Le chef de l'Etat a appelé à une concertation nationale avec la jeunesse, dans un discours au lendemain d'une troisième journée de mobilisation en huit jours contre ce texte, qui a fait 22 morts selon l'organe officiel de protection des droits humains (KNHRC).
"Le peuple a parlé (...) Après avoir écouté attentivement le peuple kényan, qui a dit haut et fort qu'il ne voulait rien avoir à faire avec ce projet de loi de finances 2024, je m'incline et je ne promulguerai pas le projet de loi de finances 2024, qui sera par conséquent retiré", a déclaré William Ruto.
"Une opération de com", a immédiatement réagi sur X une des figures de la contestation, Hanifa Adan.
"Le projet de loi est retiré mais allez-vous rendre la vie à tous ceux qui sont morts??", a également écrit cette journaliste et militante, qui avait plus tôt dans la journée appelé à une marche blanche "pacifique" à la mémoire des victimes jeudi.
"N'oubliez pas. Ne pardonnez pas", a-t-elle ajouté.
Le droit de manifester "doit être respecté" par les autorités kényanes, a réagi mercredi un porte-parole de la Maison Blanche.
A Nairobi, l'annonce du vote du texte mardi par le Parlement, où le parti présidentiel Kenya Kwanza est majoritaire, avait déclenché la colère des manifestants réunis non loin.
La foule a pris d'assaut le complexe abritant l'Assemblée nationale et le Sénat, saccageant et incendiant certains bâtiments, dans une attaque inédite dans l'histoire du pays indépendant depuis 1963. Selon plusieurs ONG, la police a tiré à balles réelles sur la foule.

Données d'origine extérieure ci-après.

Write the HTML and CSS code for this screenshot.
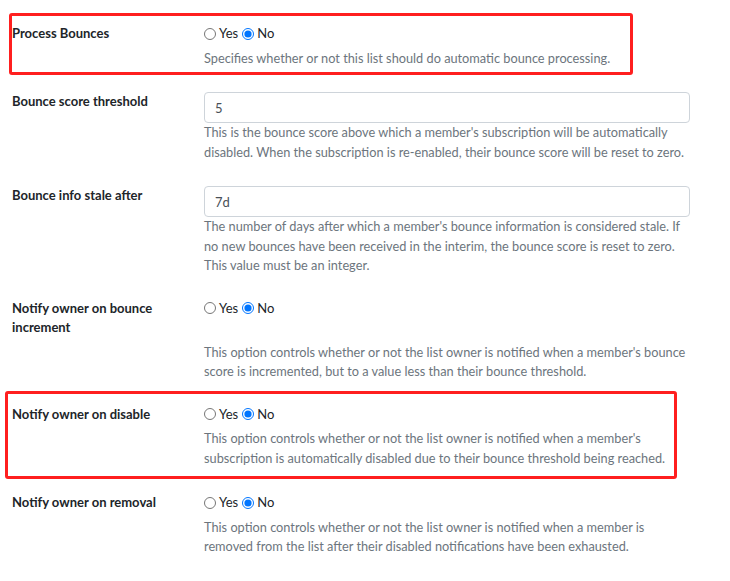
FILE: index.html
```html
<!DOCTYPE html>
<html>
<head>
<meta charset="utf-8">
<link rel="stylesheet" href="styles.css">
</head>
<body>
<div class="form">
  <div class="row">
    <div class="label">Process Bounces</div>
    <div class="control">
      <label class="radio"><input type="radio" name="r1"> Yes</label>
      <label class="radio"><input type="radio" name="r1" checked> No</label>
    </div>
    <div class="help">Specifies whether or not this list should do automatic bounce processing.</div>
    <div class="mark mark1"></div>
  </div>
  <div class="row input-row">
    <div class="label">Bounce score threshold</div>
    <div class="control"><input class="text" type="text" value="5"></div>
    <div class="help tight">This is the bounce score above which a member's subscription will be automatically disabled. When the subscription is re-enabled, their bounce score will be reset to zero.</div>
  </div>
  <div class="row input-row">
    <div class="label">Bounce info stale after</div>
    <div class="control"><input class="text" type="text" value="7d"></div>
    <div class="help tight">The number of days after which a member's bounce information is considered stale. If no new bounces have been received in the interim, the bounce score is reset to zero. This value must be an integer.</div>
  </div>
  <div class="row">
    <div class="label">Notify owner on bounce increment</div>
    <div class="control">
      <label class="radio"><input type="radio" name="r4"> Yes</label>
      <label class="radio"><input type="radio" name="r4" checked> No</label>
    </div>
    <div class="help">This option controls whether or not the list owner is notified when a member's bounce score is incremented, but to a value less than their bounce threshold.</div>
  </div>
  <div class="row spaced">
    <div class="label">Notify owner on disable</div>
    <div class="control">
      <label class="radio"><input type="radio" name="r5"> Yes</label>
      <label class="radio"><input type="radio" name="r5" checked> No</label>
    </div>
    <div class="help">This option controls whether or not the list owner is notified when a member's subscription is automatically disabled due to their bounce threshold being reached.</div>
    <div class="mark mark2"></div>
  </div>
  <div class="row">
    <div class="label">Notify owner on removal</div>
    <div class="control">
      <label class="radio"><input type="radio" name="r6"> Yes</label>
      <label class="radio"><input type="radio" name="r6" checked> No</label>
    </div>
    <div class="help">This option controls whether or not the list owner is notified when a member is removed from the list after their disabled notifications have been exhausted.</div>
  </div>
</div>
</body>
</html>
```
FILE: styles.css
```css
html, body {
  margin: 0;
  padding: 0;
  background: #fff;
}
body {
  font-family: "Lato", "Noto Sans", sans-serif;
  font-size: 13px;
  line-height: 19.5px;
  color: #212529;
}
.form {
  padding: 24px 0 0 12px;
  width: 678px;
}
.row {
  position: relative;
  display: grid;
  grid-template-columns: 192px 486px;
  margin-bottom: 23px;
}
.row.spaced {
  margin-bottom: 25px;
}
.label {
  font-weight: bold;
  grid-column: 1;
  grid-row: 1;
  padding-right: 12px;
}
.input-row .label {
  padding-top: 1px;
}
.control {
  grid-column: 2;
  grid-row: 1;
  display: flex;
  align-items: center;
  height: 19.5px;
}
.input-row .control {
  height: auto;
}
.radio {
  display: inline-flex;
  align-items: center;
  margin-right: 4px;
}
.radio input {
  margin: 0 3px 0 0;
  width: 12px;
  height: 12px;
}
.text {
  box-sizing: border-box;
  width: 486px;
  height: 31px;
  border: 1px solid #ced4da;
  border-radius: 4px;
  padding: 0 10px;
  font: inherit;
  color: #495057;
  margin-top: 1px;
}
.help {
  grid-column: 2;
  grid-row: 2;
  color: #6c757d;
  margin-top: 5px;
  font-size: 12.75px;
}
.help.tight {
  margin-top: 0;
}
.mark {
  position: absolute;
  border: 3px solid #ff1f1f;
  border-radius: 3px;
  pointer-events: none;
}
.mark1 {
  left: -3px;
  top: -11px;
  width: 618px;
  height: 56px;
}
.mark2 {
  left: -7px;
  top: -14px;
  width: 666px;
  height: 82px;
}
```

Nairobi et plusieurs villes ont également été le théâtre de pillages. Des bâtiments ont été incendiés à Eldoret, dans la vallée du Rift, fief du président William Ruto.
- "Conversation" -
Les scènes de chaos avaient alarmé mardi les Etats-Unis et plus d'une dizaine de pays européens, ainsi que l'ONU et l'Union africaine, qui se sont déclarés "fortement préoccupés" et avaient appelé au calme.

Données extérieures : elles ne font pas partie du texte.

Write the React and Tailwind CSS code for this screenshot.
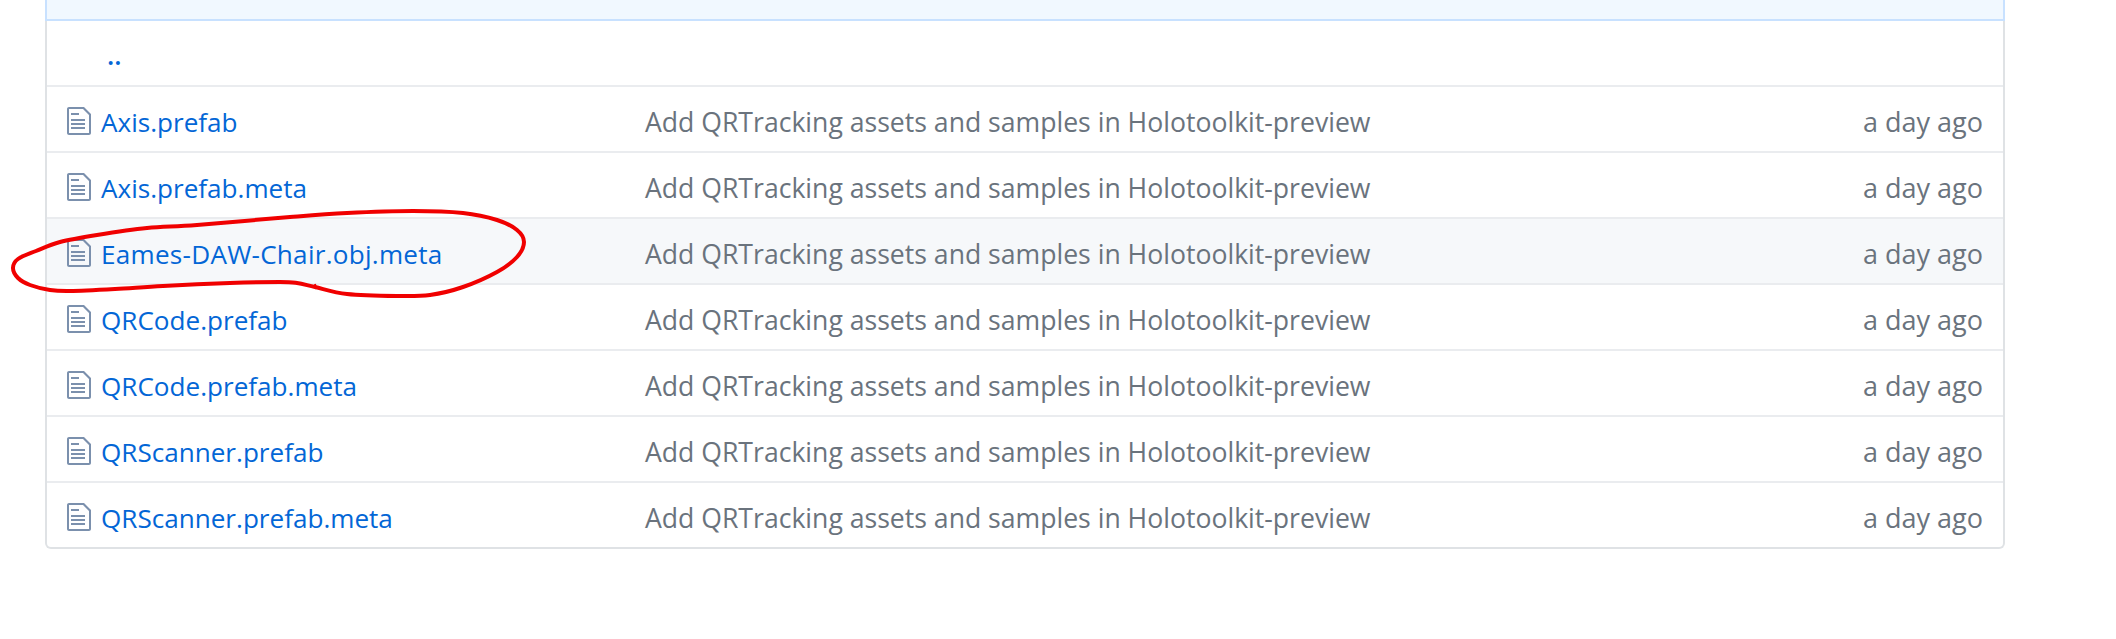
const files = ['Axis.prefab', 'Axis.prefab.meta', 'Eames-DAW-Chair.obj.meta', 'QRCode.prefab', 'QRCode.prefab.meta', 'QRScanner.prefab', 'QRScanner.prefab.meta']

// points of the hand drawn circle, joined into a smooth closed line
const circle = [[60, 242], [36, 251], [18, 259], [13, 268], [18, 278], [30, 285], [50, 290], [70, 291], [115, 289], [163, 286], [230, 283], [280, 282], [297, 283], [315, 287], [347, 294], [397, 296], [430, 295], [463, 287], [497, 272], [517, 257], [524, 242], [517, 230], [497, 220], [463, 213], [413, 211], [347, 213], [290, 217], [197, 225], [147, 228], [97, 235]]

function smoothPath(pts) {
  const n = pts.length
  let d = `M${pts[0][0]} ${pts[0][1]}`
  for (let i = 0; i < n; i++) {
    const p0 = pts[(i - 1 + n) % n], p1 = pts[i], p2 = pts[(i + 1) % n], p3 = pts[(i + 2) % n]
    const c1 = [p1[0] + (p2[0] - p0[0]) / 6, p1[1] + (p2[1] - p0[1]) / 6]
    const c2 = [p2[0] - (p3[0] - p1[0]) / 6, p2[1] - (p3[1] - p1[1]) / 6]
    d += ` C${c1[0]} ${c1[1]} ${c2[0]} ${c2[1]} ${p2[0]} ${p2[1]}`
  }
  return d + ' Z'
}

function FileIcon() {
  return (
    <svg viewBox="0 0 12 16" className="w-[24px] h-[32px] mt-[4px] shrink-0" fill="#7b90ad">
      <path fillRule="evenodd" d="M6 5H2V4h4v1zM2 8h7V7H2v1zm0 2h7V9H2v1zm0 2h7v-1H2v1zm10-7.5V14c0 .55-.45 1-1 1H1c-.55 0-1-.45-1-1V2c0-.55.45-1 1-1h7.5L12 4.5zM11 5L8 2H1v12h10V5z" />
    </svg>
  )
}

export default function App() {
  return (
    <div className="relative w-[2116px] h-[639px] bg-white overflow-hidden font-['Open_Sans',sans-serif]">
      <div className="ml-[45px] w-[1960px] rounded-b-[6px] border-x-2 border-b-2 border-[#dfe2e5]">
        <div className="h-[21px] -mx-[2px] bg-[#f1f8ff] border-x-2 border-b-2 border-[#c8e1ff]" />
        <div className="h-[64px] pl-[60px] pt-[6px] flex items-center">
          <a className="text-[#0366d6] text-[26.5px] font-semibold">..</a>
        </div>
        {files.map(name => {
          const marked = name.startsWith('Eames')
          return (
            <div
              key={name}
              className={`h-[66px] border-t-2 border-[#eaecef] pl-[20px] pr-[20px] flex items-center ${marked ? 'bg-[#f6f8fa]' : ''}`}
            >
              <FileIcon />
              <a className={`ml-[10px] w-[544px] shrink-0 pt-[7px] text-[#0366d6] text-[26.1px] ${marked ? 'tracking-[0.26px]' : ''}`}>{name}</a>
              <span className="flex-1 pt-[7px] text-[#6a737d] text-[26.6px]">Add QRTracking assets and samples in Holotoolkit-preview</span>
              <span className="pt-[7px] text-[#6a737d] text-[27px]">a day ago</span>
            </div>
          )
        })}
      </div>
      {/* red circle drawn over the screenshot */}
      <svg className="absolute left-0 top-0 pointer-events-none" width="2116" height="639" fill="none" stroke="#f00000">
        <path d={smoothPath(circle)} strokeWidth="4" />
        <path d="M315 284 L316 289" strokeWidth="2" />
      </svg>
    </div>
  )
}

La coalition d'opposition Azimio avait appelé mercredi le président à ne pas promulguer le texte, au lendemain d'"un jour qui restera marqué d'infamie", reprenant dans un communiqué la formule du président Roosevelt après Pearl Harbour.
"Puisque nous nous sommes débarrassés du projet de loi de finances 2024, il est nécessaire d'avoir une conversation en tant que nation à l'avenir. (...) Comment gérer ensemble notre situation d'endettement ? (…) Je proposerai un engagement avec les jeunes de notre nation, nos fils et nos filles", a annoncé M. Ruto.
Pour le gouvernement, ces mesures fiscales étaient nécessaires pour redonner des marges de manœuvre au pays, lourdement endetté (la dette publique représente environ 70% du PIB), et financer son ambitieux budget 2024-25 tablant sur 4.000 milliards de shillings (29 milliards d'euros) de dépenses, un record.
Mais il a été pris de court par l'ampleur prise par cette contestation baptisée "Occupy Parliament" ("Occuper le Parlement"), née sur les réseaux sociaux après la présentation du budget au Parlement le 13 juin et qui a trouvé un puissant écho au sein de la "Génération Z" (jeunes nés après 1997).
- Passe-passe-
Le gouvernement avait annoncé le 18 juin, après une première manifestation à Nairobi, qu'il abandonnait la plupart des mesures fiscales envisagées, dont une TVA de 16% sur le pain et une taxe annuelle de 2,5% sur les véhicules à moteur.
Les manifestants avaient dénoncé un tour de passe-passe consistant à compenser le retrait de ces mesures par d'autres, notamment une hausse de 50% des taxes sur les carburants.
Les mobilisations, qui ont pris un ton antigouvernemental aux cris de "Ruto must go" ("Ruto doit partir"), se sont propagées dans le pays.
Le projet de budget a catalysé le mécontentement latent contre le président Ruto, élu en août 2022 en promettant de défendre les plus modestes mais qui a ensuite accru la pression fiscale sur la population.
L'an dernier, le gouvernement avait déjà augmenté notamment l'impôt sur le revenu et les cotisations de santé et doublé la TVA sur l’essence.
Pour le gouvernement s'ouvre désormais un casse-tête pour trouver des sources alternatives de revenus.